October 14, 1970: President Nixon spearheads the Controlled Substances Act (CSA), legislation establishing today's "schedules" as a means of classifying drugs strictly by their medical value and potential for abuse. In practice the science drug scheduling has often yielded to drug war politics, however.
October 12, 1984: The Comprehensive Crime Control Act becomes law, establishing federal "mandatory minimum" sentencing guidelines eliminating judges' discretion when handing down prison terms. Over the next two years drug sentences increase by 71% nationwide.
October 15, 1986: Assistant Attorney General Mark Richard testifies before the Kerry Committee that he had attended a meeting with 20 to 25 officials and that the DEA did not want to provide any of the information the committee had requested on the involvement of US-backed Nicaraguan Contra rebels in drug trafficking.
October 13, 1999: In a series of raids named "Operation Millennium," law enforcement in Mexico, Colombia, and Ecuador arrest 31 persons for drug trafficking, including Colombian cartel leader Fabio Ochoa. Ochoa is indicted in a Ft. Lauderdale court for importing cocaine into the US, which requests his extradition in December 1999.
October 13, 1999: Governor of New Mexico Gary Johnson is quoted by the Boston Globe: "Make drugs a controlled substance like alcohol. Legalize it, control it, regulate it, tax it. If you legalize it, we might actually have a healthier society."
October 9, 2000: PBS begins a special two-day program entitled "Drug Wars." The series examines America's ceaseless efforts over the past three decades to stop the flow of illegal drugs into the country, and shows how the drug war wastes hundreds of billions of dollars, alters the criminal justice system, puts millions of people in jail, and allows organized crime to thrive.
October 10, 2002: Drug Czar John Walters travels to Las Vegas, Nevada and begins two days of making appearances around the state illegally lobbying against Question 9, a proposal to amend the state constitution by making the possession of three ounces or less of marijuana legal for adults. The measure is defeated at the polls the following month.
October 14, 2003: Supreme Court justices reject the Clinton administration's request, continued by the Bush administration, to consider whether the federal government can punish doctors for recommending or even discussing the use of marijuana for their patients. The decision by the High Court clears the way for state laws allowing ill patients to smoke marijuana if a doctor recommends it.

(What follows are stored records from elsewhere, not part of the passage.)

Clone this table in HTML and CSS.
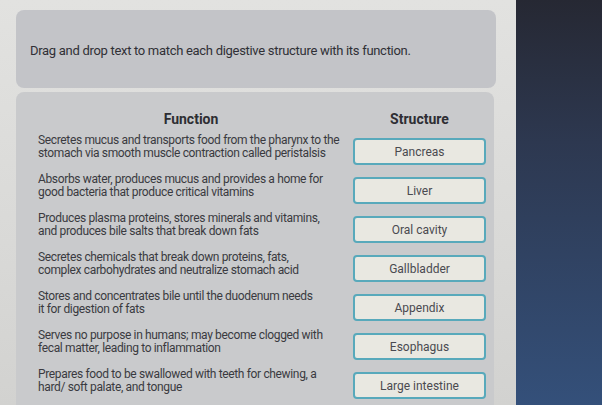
FILE: index.html
```html
<!DOCTYPE html>
<html>
<head>
<meta charset="utf-8">
<link rel="stylesheet" href="styles.css">
</head>
<body>
<div class="screen">
  <div class="card prompt">
    <p class="prompt-text">Drag and drop text to match each digestive structure with its function.</p>
  </div>
  <div class="card match">
    <div class="head">
      <div class="head-fn">Function</div>
      <div class="head-st">Structure</div>
    </div>
    <div class="row">
      <div class="fn">Secretes mucus and transports food from the pharynx to the<br>stomach via smooth muscle contraction called peristalsis</div>
      <div class="box">Pancreas</div>
    </div>
    <div class="row">
      <div class="fn">Absorbs water, produces mucus and provides a home for<br>good bacteria that produce critical vitamins</div>
      <div class="box">Liver</div>
    </div>
    <div class="row">
      <div class="fn">Produces plasma proteins, stores minerals and vitamins,<br>and produces bile salts that break down fats</div>
      <div class="box">Oral cavity</div>
    </div>
    <div class="row">
      <div class="fn">Secretes chemicals that break down proteins, fats,<br>complex carbohydrates and neutralize stomach acid</div>
      <div class="box">Gallbladder</div>
    </div>
    <div class="row">
      <div class="fn">Stores and concentrates bile until the duodenum needs<br>it for digestion of fats</div>
      <div class="box">Appendix</div>
    </div>
    <div class="row">
      <div class="fn">Serves no purpose in humans; may become clogged with<br>fecal matter, leading to inflammation</div>
      <div class="box">Esophagus</div>
    </div>
    <div class="row">
      <div class="fn">Prepares food to be swallowed with teeth for chewing, a<br>hard/ soft palate, and tongue</div>
      <div class="box">Large intestine</div>
    </div>
  </div>
</div>
<div class="bezel"></div>
</body>
</html>
```
FILE: styles.css
```css
html, body {
  margin: 0;
  height: 100%;
}
body {
  display: flex;
  overflow: hidden;
  font-family: Roboto, "Liberation Sans", sans-serif;
  color: #3c3c40;
}
.screen {
  width: 516px;
  flex: none;
  background: linear-gradient(180deg, #e2e2e0 0%, #d9d9d7 60%, #d2d2d0 100%);
  padding: 10px 20px 0 16px;
  box-sizing: border-box;
}
.bezel {
  flex: 1;
  background: linear-gradient(180deg, #262833 0%, #2d3850 35%, #34507a 100%);
}
.card {
  border-radius: 8px;
}
.prompt {
  height: 78px;
  background: #c3c4c8;
  display: flex;
  align-items: center;
  padding: 0 14px;
}
.prompt-text {
  margin: 0;
  font-size: 13px;
  letter-spacing: -0.3px;
  color: #303036;
  padding-top: 2px;
}
.match {
  margin-top: 4px;
  height: 330px;
  background: #c9cacc;
  border-radius: 8px 8px 0 0;
  padding: 18px 0 0 22px;
  width: 478px;
  box-sizing: border-box;
}
.head {
  display: grid;
  grid-template-columns: 306px 133px;
  column-gap: 9px;
  height: 18px;
  line-height: 18px;
  font-size: 14px;
  font-weight: 700;
  color: #2e2e33;
  margin-bottom: 6px;
}
.head-fn, .head-st {
  text-align: center;
}
.row {
  display: grid;
  grid-template-columns: 306px 133px;
  column-gap: 9px;
  height: 39px;
  align-items: start;
}
.fn {
  font-size: 12px;
  line-height: 13px;
  letter-spacing: -0.35px;
  white-space: nowrap;
  color: #3a3a3f;
}
.box {
  margin-top: 4px;
  height: 27px;
  box-sizing: border-box;
  border: 2px solid #58a9bb;
  border-radius: 4px;
  background: #e9e8e1;
  display: flex;
  align-items: center;
  justify-content: center;
  font-size: 12px;
  color: #4a4a50;
}
```
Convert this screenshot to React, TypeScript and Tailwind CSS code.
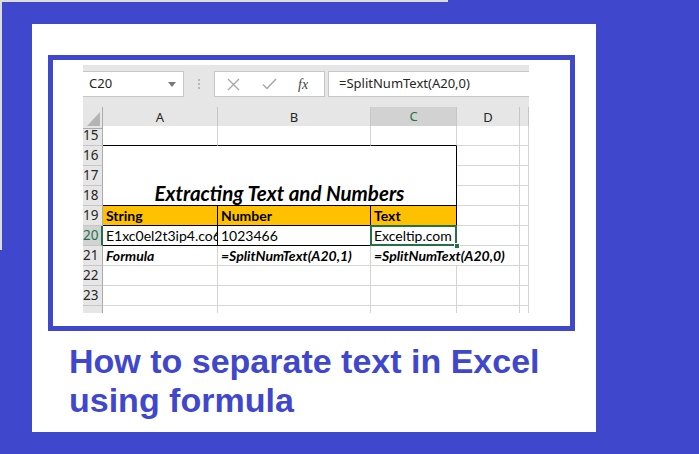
import React from 'react';

// Excel-ish grid: row header + columns A..E (E is cut off)
const gridCols = 'grid grid-cols-[20px_115px_153px_86px_63px_9px] auto-rows-[20px]';

type CellProps = { children?: React.ReactNode; className?: string };

const Cell = ({ children, className = '' }: CellProps) => (
  <div
    className={`flex items-center px-[3px] whitespace-nowrap overflow-hidden border-r border-b border-[#d4d4d4] text-[14px] text-black ${className}`}
  >
    {children}
  </div>
);

const RowHead = ({ n, active = false }: { n?: number; active?: boolean }) => (
  <div
    className={
      active
        ? 'flex items-center bg-[#d2d2d2] text-[#217346] text-[13.5px] border-b border-[#c6c6c6] border-r-2 border-r-[#217346]'
        : 'flex items-center bg-[#e6e6e6] text-[#262626] text-[13.5px] border-b border-[#c6c6c6] border-r border-r-[#ababab]'
    }
    style={{ fontFamily: '"Noto Sans", sans-serif' }}
  >
    {n}
  </div>
);

const ColHead = ({ label, active = false }: { label: string; active?: boolean }) => (
  <div
    className={
      active
        ? 'flex items-center justify-center bg-[#d2d2d2] text-[#217346] text-[13px] border-r border-[#c6c6c6] border-b-2 border-b-[#217346]'
        : 'flex items-center justify-center bg-[#e6e6e6] text-[#262626] text-[13px] border-r border-[#c6c6c6] border-b border-b-[#ababab]'
    }
  >
    {label}
  </div>
);

const Sheet: React.FC = () => (
  <div className="w-[446px] h-[248px] bg-[#e6e6e6] flex flex-col overflow-hidden" style={{ fontFamily: '"Noto Sans", sans-serif' }}>
    <div className="h-[6px] shrink-0" />

    {/* formula bar */}
    <div className="h-[26px] shrink-0 flex">
      <div className="w-[101px] h-full bg-white border border-l-0 border-[#c6c6c6] flex items-center pl-[6px] pr-[7px] text-[13px] text-[#262626]">
        <span>C20</span>
        <svg className="ml-auto" width="8" height="5" viewBox="0 0 8 5">
          <polygon points="0,0 8,0 4,5" fill="#7a7a7a" />
        </svg>
      </div>
      <div className="w-[30px] flex flex-col items-center justify-center gap-[2px]">
        <span className="w-[2px] h-[2px] bg-[#b8b8b8]" />
        <span className="w-[2px] h-[2px] bg-[#b8b8b8]" />
        <span className="w-[2px] h-[2px] bg-[#b8b8b8]" />
      </div>
      <div className="w-[111px] h-full bg-white border border-[#c6c6c6] flex items-center">
        <svg className="ml-[12px]" width="13" height="13" viewBox="0 0 13 13">
          <path d="M1 1 L12 12 M12 1 L1 12" stroke="#a6a6a6" strokeWidth="1.3" fill="none" />
        </svg>
        <svg className="ml-[22px]" width="15" height="12" viewBox="0 0 15 12">
          <path d="M1 6.5 L5 10.5 L14 1" stroke="#a6a6a6" strokeWidth="1.5" fill="none" />
        </svg>
        <span
          className="ml-[21px] text-[14px] italic text-[#444]"
          style={{ fontFamily: '"Liberation Serif", serif' }}
        >
          fx
        </span>
      </div>
      <div className="ml-[3px] flex-1 h-full bg-white border border-r-0 border-[#c6c6c6] flex items-center pl-[10px] text-[13px] text-[#262626]">
        =SplitNumText(A20,0)
      </div>
    </div>

    <div className="h-[10px] shrink-0" />

    {/* column headers */}
    <div className="grid grid-cols-[20px_115px_153px_86px_63px_9px] h-[19px] shrink-0" style={{ fontFamily: '"Noto Sans", sans-serif' }}>
      <div className="relative bg-[#e6e6e6] border-r border-b border-[#ababab]">
        <svg className="absolute right-[2px] bottom-[2px]" width="13" height="14" viewBox="0 0 13 14">
          <polygon points="13,0 13,14 0,14" fill="#b4b4b4" />
        </svg>
      </div>
      <ColHead label="A" />
      <ColHead label="B" />
      <ColHead label="C" active />
      <ColHead label="D" />
      <ColHead label="" />
    </div>

    {/* cells */}
    <div className={`${gridCols} bg-white flex-1`} style={{ fontFamily: 'Lato, "Liberation Sans", sans-serif' }}>
      <RowHead n={15} />
      <Cell className="border-b-black" />
      <Cell className="border-b-black" />
      <Cell className="border-b-black" />
      <Cell />
      <Cell />

      <RowHead n={16} />
      <div className="col-span-3 row-span-3 flex items-end justify-center border-r border-b border-black pb-[1px]">
        <span className="text-[20.5px] leading-[22px] font-bold italic text-black">Extracting Text and Numbers</span>
      </div>
      <Cell />
      <Cell />
      <RowHead n={17} />
      <Cell />
      <Cell />
      <RowHead n={18} />
      <Cell />
      <Cell />

      <RowHead n={19} />
      <Cell className="bg-[#ffc000] font-bold border-r-black border-b-black">String</Cell>
      <Cell className="bg-[#ffc000] font-bold border-r-black border-b-black">Number</Cell>
      <Cell className="bg-[#ffc000] font-bold border-r-black border-b-black">Text</Cell>
      <Cell />
      <Cell />

      <RowHead n={20} active />
      <Cell className="border-r-black border-b-black">E1xc0el2t3ip4.co66</Cell>
      <Cell className="border-b-black">1023466</Cell>
      <Cell className="relative overflow-visible border-b-black">
        Exceltip.com
        <span className="absolute -left-px -top-px -right-px -bottom-px border-2 border-[#217346] pointer-events-none" />
        <span className="absolute -right-[4px] -bottom-[4px] w-[6px] h-[6px] bg-[#217346] border border-white" />
      </Cell>
      <Cell />
      <Cell />

      <RowHead n={21} />
      <Cell className="font-bold italic">Formula</Cell>
      <Cell className="font-bold italic">=SplitNumText(A20,1)</Cell>
      <Cell className="font-bold italic overflow-visible border-r-0 relative z-10">=SplitNumText(A20,0)</Cell>
      <Cell />
      <Cell />

      {[22, 23, 0].map((n) => (
        <React.Fragment key={n}>
          <RowHead n={n || undefined} />
          <Cell />
          <Cell />
          <Cell />
          <Cell />
          <Cell />
        </React.Fragment>
      ))}
    </div>
  </div>
);

export default function App() {
  return (
    <div className="relative w-[699px] h-[454px] bg-[#3f48cc] overflow-hidden">
      {/* bits of another window peeking out at the top-left */}
      <div className="absolute left-0 top-0 w-[448px] h-[2px] bg-[#dcdcdc]" />
      <div className="absolute left-0 top-0 w-[2px] h-[250px] bg-[#dcdcdc]" />

      <div className="ml-[32px] pt-[24px]">
        <div className="w-[564px] h-[408px] bg-white pt-[31px] pl-[16px]">
          <div className="w-[527px] h-[276px] border-[5px] border-[#3f48cc] pt-[5px] pl-[30px]">
            <Sheet />
          </div>
          <p
            className="mt-[11px] pl-[21px] w-[540px] text-[34px] leading-[39px] font-bold text-[#3f48cc]"
            style={{ fontFamily: '"Liberation Sans", Arial, sans-serif' }}
          >
            How to separate text in Excel using formula
          </p>
        </div>
      </div>
    </div>
  );
}
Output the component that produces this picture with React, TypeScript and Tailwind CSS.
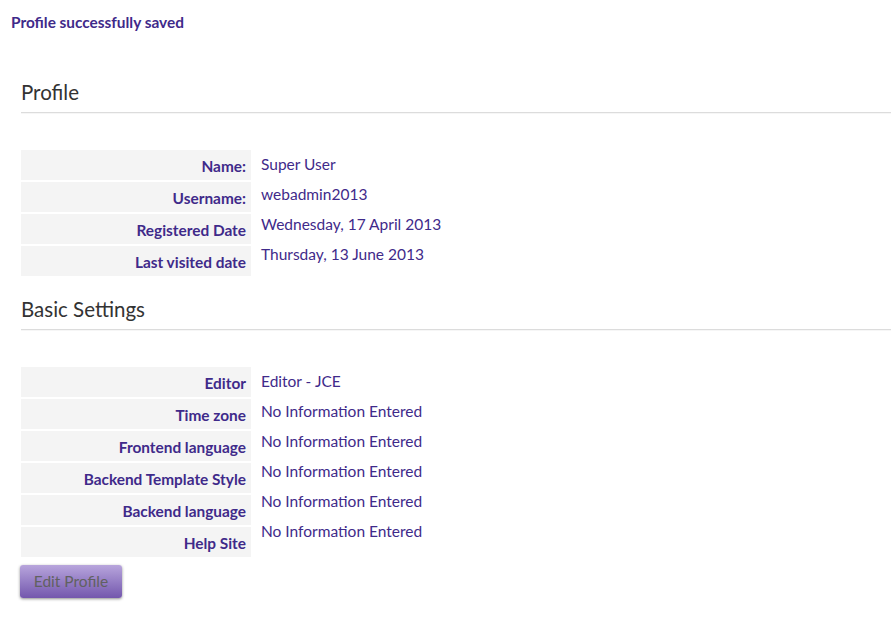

October 14, 2003: At Emory University Law School former President Jimmy Carter says, "All three of my boys smoked pot. I knew it. But I also knew if one was caught he would never go to prison. But if any of my [black] neighbors got caught, they would go to prison for ten, twelve years. No law school has had the temerity to look at what is fundamentally wrong with our legal system, which discriminates against the poor."